Ze względu na pandemię tegoroczne święta Bożego Narodzenia będą wyjątkowo oszczędne. Polacy wydadzą średnio nieco ponad 744 zł, czyli ponad połowę mniej niż w 2019 roku – wynika z badania Barometr Providenta. Prezentów pod choinką spodziewa się zaledwie 62 proc. osób, a zamiast osobistych podarunków najchętniej przyjęlibyśmy pieniądze. Większość Polaków sfinansuje świąteczne wydatki z bieżących dochodów. Co trzeci sięgnie po oszczędności.
Z tegorocznymi świętami Bożego Narodzenia wiąże się wiele niewiadomych. Możliwe, że ze względu na obostrzenia związane z sytuacją epidemiologiczną z części tradycji, np. ze spotkań w dużym gronie rodzinnym, trzeba będzie zrezygnować. Tę niepewność widać także w deklaracjach dotyczących wydatków świątecznych.
– Pandemia i niepokój, który w nas wzbudza, powodują, że planujemy dość oszczędnie podejść do świątecznych wydatków. W tym roku Polacy deklarują, że średnio na gospodarstwo domowe wydadzą ok. 700 zł. To kwota o tysiąc złotych niższa niż w ubiegłym roku – mówi Karolina Łuczak, rzeczniczka Provident Polska.
Z cyklicznego badania Barometr Providenta wynika, że oszczędniej do organizacji świąt podejdą kobiety. W ich deklaracjach średnia kwota, którą zamierzają przeznaczyć na ten cel, to 727 zł, podczas gdy u mężczyzn jest to średnio ponad 760 zł.
Wydatki świąteczne w dużym stopniu zależą od wieku. Najwięcej, bo ok. 800 zł, na Boże Narodzenie wydadzą osoby w wieku 35–49 lat. Najmłodsi, do 24 lat, deklarują zaś kwotę ok. 600 zł.
– Wynika to również z tego, że młodsze osoby przede wszystkim będą inwestowały w prezenty świąteczne, natomiast na barkach osób starszych spoczywa cała organizacja świąt – tłumaczy rzeczniczka Providenta.
Poza tym to zwykle trzydziesto- i czterdziestolatkowie mają największe grono osób do obdarowania i stąd deklarowane przez nich wyższe wydatki. W czasie pandemii prezent pod choinką spodziewa się znaleźć tylko 62 proc. badanych, a tylko 22 proc. jest tego pewnych.
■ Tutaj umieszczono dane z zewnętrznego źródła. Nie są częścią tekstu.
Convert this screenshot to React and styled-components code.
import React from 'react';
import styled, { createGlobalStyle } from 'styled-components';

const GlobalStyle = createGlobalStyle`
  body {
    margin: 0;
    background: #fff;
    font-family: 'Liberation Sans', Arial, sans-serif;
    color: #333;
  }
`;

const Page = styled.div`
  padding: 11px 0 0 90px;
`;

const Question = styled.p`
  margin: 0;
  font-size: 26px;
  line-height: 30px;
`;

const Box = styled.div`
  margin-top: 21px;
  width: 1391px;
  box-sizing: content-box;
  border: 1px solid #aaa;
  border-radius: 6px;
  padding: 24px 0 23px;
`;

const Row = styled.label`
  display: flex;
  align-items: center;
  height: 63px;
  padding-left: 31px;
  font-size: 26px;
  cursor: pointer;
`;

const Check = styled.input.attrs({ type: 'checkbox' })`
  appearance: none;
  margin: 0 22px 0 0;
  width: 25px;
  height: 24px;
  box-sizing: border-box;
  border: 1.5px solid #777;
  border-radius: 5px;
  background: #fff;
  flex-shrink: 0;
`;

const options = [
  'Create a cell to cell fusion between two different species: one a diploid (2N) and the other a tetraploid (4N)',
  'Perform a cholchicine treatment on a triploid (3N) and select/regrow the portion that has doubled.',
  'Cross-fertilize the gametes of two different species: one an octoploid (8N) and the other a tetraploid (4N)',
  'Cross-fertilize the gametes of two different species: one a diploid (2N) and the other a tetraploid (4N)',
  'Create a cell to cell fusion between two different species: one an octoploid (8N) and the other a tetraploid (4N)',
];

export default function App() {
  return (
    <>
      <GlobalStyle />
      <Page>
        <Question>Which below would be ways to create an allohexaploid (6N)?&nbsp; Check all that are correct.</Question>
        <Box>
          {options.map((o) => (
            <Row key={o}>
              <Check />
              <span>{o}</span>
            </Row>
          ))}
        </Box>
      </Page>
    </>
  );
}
Dla porównania – w poprzednich latach na Świętego Mikołaja czekało ok. 80 proc. Polaków. Optymistami są przede wszystkim osoby do 24 lat oraz kobiety – 63,7 proc. pań spodziewa się otrzymać prezent (vs. 60 proc. panów).
– Coraz więcej respondentów wskazuje na to, że chciałoby otrzymać pieniądze. To rzecz, o której nie myśleliśmy w poprzednich latach – zaznacza Karolina Łuczak.
Osobiste prezenty będą w tym roku znacznie mniej popularne niż pieniądze czy bony na zakupy. Kobiety wskazują również na kosmetyki, perfumy (21,5 proc. kobiet i 14,4 proc. mężczyzn), biżuterię (12,4 proc. i 3,2 proc. mężczyzn) oraz bieliznę (5,8 proc. i 4,2 proc. mężczyzn). Panowie częściej zaś wskazują na ubrania (13,6 proc. przy 11,9 proc. kobiet) oraz sprzęt elektroniczny (16,1 proc. przy 5,2 proc. kobiet).
Jak wynika z Barometru Providenta, większość Polaków (62 proc.) świąteczne wydatki pokryje z bieżących dochodów, a ok. 30 proc. sięgnie po oszczędności. To źródło najczęściej wskazują młodzi, którzy często nie mają jeszcze stabilnych dochodów.